**Your objective:**
Take the lines from the one with "Write the React, TypeScript" through the one with "string; value: string;", both ends kept, and reproduce them exactly without the pictures.

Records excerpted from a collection
#####
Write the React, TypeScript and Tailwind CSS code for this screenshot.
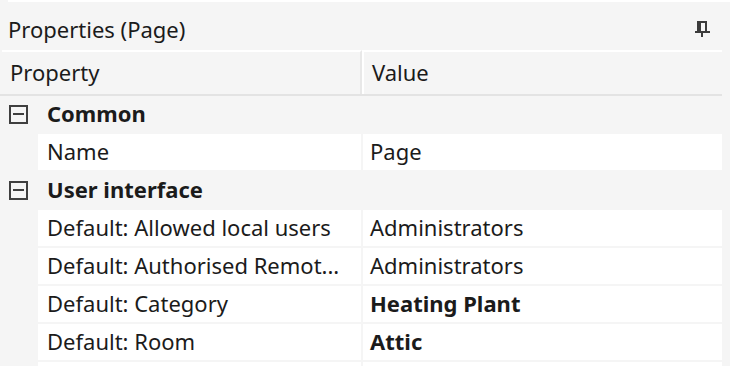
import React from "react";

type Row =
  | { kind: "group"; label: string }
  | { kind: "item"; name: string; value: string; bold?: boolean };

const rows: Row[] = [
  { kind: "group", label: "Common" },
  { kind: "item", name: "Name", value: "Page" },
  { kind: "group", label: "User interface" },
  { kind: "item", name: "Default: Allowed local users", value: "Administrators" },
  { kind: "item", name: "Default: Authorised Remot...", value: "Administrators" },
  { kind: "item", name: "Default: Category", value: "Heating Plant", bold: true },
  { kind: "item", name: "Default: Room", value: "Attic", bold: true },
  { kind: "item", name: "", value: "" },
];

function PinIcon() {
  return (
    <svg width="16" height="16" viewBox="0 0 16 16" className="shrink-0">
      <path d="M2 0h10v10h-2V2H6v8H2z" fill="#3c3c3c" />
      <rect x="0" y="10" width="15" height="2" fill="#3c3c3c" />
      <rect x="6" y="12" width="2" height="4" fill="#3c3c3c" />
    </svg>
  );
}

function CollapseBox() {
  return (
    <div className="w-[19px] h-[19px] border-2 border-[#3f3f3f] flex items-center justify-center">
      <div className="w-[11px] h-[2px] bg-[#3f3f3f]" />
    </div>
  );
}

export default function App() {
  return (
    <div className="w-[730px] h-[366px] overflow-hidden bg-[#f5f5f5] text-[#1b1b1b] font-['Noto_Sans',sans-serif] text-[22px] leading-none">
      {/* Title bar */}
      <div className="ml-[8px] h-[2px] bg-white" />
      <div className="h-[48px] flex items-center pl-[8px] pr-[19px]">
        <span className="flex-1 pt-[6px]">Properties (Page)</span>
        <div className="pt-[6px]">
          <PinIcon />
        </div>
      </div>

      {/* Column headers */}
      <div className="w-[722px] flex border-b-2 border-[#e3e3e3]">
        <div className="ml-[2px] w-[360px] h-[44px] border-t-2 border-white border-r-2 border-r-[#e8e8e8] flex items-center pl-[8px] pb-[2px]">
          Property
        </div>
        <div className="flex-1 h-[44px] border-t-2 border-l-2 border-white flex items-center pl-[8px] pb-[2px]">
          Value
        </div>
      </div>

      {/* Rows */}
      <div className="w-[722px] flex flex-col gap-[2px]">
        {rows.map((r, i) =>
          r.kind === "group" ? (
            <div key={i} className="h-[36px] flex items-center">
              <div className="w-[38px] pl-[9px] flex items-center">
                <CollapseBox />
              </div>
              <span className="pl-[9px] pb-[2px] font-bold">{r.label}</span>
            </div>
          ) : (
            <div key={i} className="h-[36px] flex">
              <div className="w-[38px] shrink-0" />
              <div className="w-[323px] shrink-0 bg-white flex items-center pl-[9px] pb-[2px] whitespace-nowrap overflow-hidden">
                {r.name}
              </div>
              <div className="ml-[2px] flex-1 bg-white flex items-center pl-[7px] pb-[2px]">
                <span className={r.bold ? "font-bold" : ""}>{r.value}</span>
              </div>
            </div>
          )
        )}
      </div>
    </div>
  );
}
#####
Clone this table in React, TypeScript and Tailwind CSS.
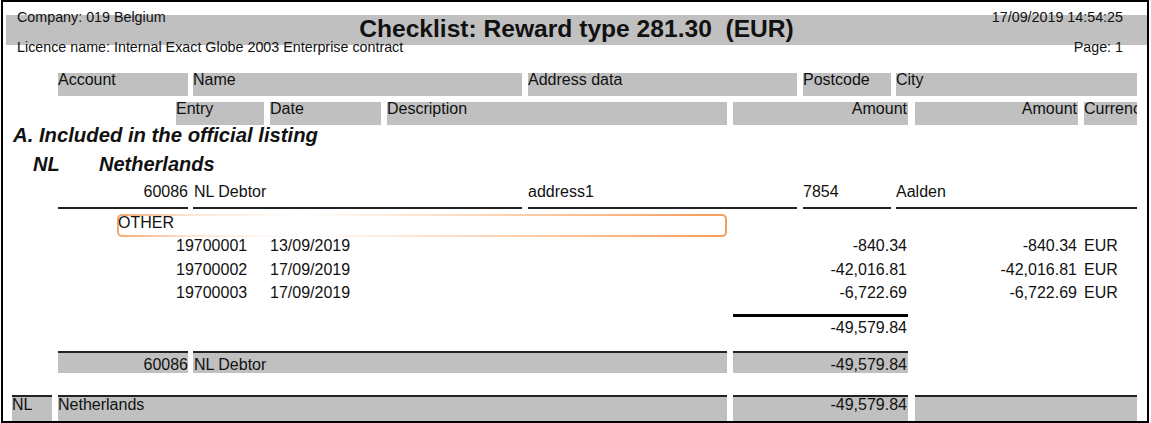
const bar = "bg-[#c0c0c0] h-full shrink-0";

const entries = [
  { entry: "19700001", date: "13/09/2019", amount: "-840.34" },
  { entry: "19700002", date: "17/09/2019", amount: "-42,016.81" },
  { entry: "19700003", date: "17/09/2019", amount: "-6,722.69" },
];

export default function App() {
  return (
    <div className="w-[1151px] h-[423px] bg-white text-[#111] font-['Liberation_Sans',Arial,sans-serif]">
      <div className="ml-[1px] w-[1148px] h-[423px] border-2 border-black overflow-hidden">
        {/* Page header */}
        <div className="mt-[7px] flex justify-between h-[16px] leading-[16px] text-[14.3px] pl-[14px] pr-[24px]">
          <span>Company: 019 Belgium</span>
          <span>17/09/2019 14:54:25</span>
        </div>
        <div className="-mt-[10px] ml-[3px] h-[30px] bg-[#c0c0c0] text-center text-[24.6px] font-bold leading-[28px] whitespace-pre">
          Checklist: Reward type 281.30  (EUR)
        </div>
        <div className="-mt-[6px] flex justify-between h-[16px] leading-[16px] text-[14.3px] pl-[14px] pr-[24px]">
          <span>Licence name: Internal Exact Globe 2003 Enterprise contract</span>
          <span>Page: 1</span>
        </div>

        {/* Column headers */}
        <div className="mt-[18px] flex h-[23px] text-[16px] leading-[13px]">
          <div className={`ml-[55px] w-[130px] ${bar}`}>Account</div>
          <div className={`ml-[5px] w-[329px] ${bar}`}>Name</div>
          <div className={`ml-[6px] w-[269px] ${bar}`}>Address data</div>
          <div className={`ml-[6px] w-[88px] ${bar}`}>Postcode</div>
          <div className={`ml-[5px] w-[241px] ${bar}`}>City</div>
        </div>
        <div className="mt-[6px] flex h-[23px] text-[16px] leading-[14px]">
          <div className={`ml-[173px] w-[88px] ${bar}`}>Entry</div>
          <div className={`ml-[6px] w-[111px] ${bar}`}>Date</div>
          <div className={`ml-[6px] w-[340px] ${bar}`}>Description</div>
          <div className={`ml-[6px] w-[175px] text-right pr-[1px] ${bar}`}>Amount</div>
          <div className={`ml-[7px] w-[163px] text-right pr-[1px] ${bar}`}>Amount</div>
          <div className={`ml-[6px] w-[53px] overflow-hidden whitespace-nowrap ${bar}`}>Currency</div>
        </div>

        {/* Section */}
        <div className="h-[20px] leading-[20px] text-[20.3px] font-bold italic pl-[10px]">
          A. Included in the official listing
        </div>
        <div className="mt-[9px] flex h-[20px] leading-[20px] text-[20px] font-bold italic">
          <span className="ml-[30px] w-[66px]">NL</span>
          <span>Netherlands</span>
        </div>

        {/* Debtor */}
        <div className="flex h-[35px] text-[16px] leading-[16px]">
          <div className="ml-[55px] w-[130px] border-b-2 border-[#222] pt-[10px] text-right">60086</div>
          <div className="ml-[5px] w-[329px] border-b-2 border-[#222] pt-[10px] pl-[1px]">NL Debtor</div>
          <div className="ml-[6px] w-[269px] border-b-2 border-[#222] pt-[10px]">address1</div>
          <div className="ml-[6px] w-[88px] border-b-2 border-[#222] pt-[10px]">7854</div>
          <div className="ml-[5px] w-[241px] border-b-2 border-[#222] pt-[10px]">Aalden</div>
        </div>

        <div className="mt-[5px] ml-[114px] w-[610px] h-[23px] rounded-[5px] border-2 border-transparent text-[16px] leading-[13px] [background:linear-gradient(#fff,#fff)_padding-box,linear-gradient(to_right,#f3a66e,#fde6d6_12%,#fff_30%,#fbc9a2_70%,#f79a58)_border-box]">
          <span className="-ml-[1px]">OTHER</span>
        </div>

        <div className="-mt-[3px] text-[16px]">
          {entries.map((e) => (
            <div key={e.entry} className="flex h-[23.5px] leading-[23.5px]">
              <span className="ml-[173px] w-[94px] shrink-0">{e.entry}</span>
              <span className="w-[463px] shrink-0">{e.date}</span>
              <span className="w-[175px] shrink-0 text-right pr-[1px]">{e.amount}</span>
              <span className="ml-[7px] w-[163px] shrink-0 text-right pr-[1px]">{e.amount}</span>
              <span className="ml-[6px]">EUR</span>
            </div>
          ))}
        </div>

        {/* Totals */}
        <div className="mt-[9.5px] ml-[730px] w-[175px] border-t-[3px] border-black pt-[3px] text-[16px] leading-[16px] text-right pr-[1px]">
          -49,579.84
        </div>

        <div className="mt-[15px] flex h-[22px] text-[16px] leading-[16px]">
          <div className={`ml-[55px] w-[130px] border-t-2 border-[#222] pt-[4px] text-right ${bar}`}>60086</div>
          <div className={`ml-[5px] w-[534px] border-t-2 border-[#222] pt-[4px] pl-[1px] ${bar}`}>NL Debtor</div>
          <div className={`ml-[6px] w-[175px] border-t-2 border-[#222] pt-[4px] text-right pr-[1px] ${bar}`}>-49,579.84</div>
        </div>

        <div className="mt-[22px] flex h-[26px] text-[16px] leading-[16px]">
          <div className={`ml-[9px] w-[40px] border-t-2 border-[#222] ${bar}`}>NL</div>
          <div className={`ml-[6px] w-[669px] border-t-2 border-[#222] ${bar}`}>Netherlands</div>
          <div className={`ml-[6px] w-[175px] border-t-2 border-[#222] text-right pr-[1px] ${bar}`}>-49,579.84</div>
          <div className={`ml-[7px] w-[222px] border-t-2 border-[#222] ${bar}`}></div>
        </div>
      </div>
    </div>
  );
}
#####
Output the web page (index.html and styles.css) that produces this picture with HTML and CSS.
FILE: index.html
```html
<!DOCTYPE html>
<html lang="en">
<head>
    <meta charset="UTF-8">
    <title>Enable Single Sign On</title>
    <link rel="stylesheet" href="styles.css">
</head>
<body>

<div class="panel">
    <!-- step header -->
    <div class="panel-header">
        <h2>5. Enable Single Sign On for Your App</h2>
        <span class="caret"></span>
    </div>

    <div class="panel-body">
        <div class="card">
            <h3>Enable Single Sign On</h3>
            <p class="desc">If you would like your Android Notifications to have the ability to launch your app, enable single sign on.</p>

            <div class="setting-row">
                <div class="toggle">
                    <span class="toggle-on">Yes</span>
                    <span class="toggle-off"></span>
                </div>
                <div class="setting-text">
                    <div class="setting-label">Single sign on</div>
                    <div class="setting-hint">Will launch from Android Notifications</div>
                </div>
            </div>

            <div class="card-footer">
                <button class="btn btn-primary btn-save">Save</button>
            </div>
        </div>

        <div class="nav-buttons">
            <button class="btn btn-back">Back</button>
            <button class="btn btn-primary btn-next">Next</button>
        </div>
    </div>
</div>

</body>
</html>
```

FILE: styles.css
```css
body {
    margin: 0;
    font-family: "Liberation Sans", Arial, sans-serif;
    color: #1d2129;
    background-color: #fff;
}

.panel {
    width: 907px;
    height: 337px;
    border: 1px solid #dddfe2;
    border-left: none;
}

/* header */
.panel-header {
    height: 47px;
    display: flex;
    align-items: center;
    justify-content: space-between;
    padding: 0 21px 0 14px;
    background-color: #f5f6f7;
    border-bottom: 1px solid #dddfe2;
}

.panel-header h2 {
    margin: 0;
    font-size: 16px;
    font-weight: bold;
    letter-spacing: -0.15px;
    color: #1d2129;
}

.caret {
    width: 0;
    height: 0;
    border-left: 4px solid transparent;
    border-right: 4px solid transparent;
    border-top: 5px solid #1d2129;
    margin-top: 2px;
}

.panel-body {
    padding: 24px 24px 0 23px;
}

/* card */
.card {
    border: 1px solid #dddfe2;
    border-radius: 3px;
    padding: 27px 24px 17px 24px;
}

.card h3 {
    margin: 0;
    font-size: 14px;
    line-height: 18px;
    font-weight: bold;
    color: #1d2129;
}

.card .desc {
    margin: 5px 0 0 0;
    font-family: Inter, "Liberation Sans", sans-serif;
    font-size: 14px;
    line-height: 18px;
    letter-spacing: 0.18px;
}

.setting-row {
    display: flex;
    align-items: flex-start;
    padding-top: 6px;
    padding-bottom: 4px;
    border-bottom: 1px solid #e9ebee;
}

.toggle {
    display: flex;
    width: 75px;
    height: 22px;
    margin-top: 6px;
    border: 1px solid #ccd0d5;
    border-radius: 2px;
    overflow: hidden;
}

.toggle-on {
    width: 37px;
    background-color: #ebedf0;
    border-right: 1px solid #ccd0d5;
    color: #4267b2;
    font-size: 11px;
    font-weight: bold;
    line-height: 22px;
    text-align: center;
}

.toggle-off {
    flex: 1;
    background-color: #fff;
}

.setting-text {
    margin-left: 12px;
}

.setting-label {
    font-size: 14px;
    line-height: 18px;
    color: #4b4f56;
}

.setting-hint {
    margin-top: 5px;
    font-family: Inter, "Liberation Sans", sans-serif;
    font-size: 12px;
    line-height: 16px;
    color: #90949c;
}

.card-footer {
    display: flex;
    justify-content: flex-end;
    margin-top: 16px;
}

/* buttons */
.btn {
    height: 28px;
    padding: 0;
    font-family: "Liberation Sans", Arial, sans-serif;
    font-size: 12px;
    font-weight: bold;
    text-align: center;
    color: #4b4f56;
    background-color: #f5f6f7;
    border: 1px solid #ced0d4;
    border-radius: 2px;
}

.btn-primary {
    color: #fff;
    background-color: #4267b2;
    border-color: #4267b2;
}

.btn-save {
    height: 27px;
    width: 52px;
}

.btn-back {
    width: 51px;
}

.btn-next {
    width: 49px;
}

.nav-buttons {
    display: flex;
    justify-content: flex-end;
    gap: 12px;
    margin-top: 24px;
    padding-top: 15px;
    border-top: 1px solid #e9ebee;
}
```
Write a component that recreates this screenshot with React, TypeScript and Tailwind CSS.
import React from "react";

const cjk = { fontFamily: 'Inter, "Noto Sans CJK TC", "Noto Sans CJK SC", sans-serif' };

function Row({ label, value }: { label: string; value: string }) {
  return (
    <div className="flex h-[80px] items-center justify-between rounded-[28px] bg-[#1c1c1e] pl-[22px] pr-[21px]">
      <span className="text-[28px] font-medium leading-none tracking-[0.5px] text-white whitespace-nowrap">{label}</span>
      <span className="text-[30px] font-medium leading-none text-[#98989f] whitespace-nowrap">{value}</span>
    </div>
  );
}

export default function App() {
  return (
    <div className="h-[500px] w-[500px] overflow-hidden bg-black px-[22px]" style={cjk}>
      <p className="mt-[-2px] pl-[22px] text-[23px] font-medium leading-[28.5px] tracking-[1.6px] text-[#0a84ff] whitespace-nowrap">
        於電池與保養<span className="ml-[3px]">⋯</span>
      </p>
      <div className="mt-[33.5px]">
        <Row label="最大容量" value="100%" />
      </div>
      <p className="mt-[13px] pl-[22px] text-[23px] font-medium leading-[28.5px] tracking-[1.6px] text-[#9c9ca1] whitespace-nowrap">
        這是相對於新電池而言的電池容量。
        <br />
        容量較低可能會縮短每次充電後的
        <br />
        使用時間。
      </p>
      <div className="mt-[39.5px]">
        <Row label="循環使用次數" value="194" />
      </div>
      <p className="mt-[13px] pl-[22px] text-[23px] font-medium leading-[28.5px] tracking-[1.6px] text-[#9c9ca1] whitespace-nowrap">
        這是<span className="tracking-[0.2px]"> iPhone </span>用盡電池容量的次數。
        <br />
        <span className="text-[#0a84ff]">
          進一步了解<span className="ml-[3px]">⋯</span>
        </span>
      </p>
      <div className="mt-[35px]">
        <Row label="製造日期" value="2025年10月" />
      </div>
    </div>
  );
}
#####
**Completed task:**
Write the React, TypeScript and Tailwind CSS code for this screenshot.
import React from "react";

type Row =
  | { kind: "group"; label: string }
  | { kind: "item"; name: string; value: string; bold?: boolean };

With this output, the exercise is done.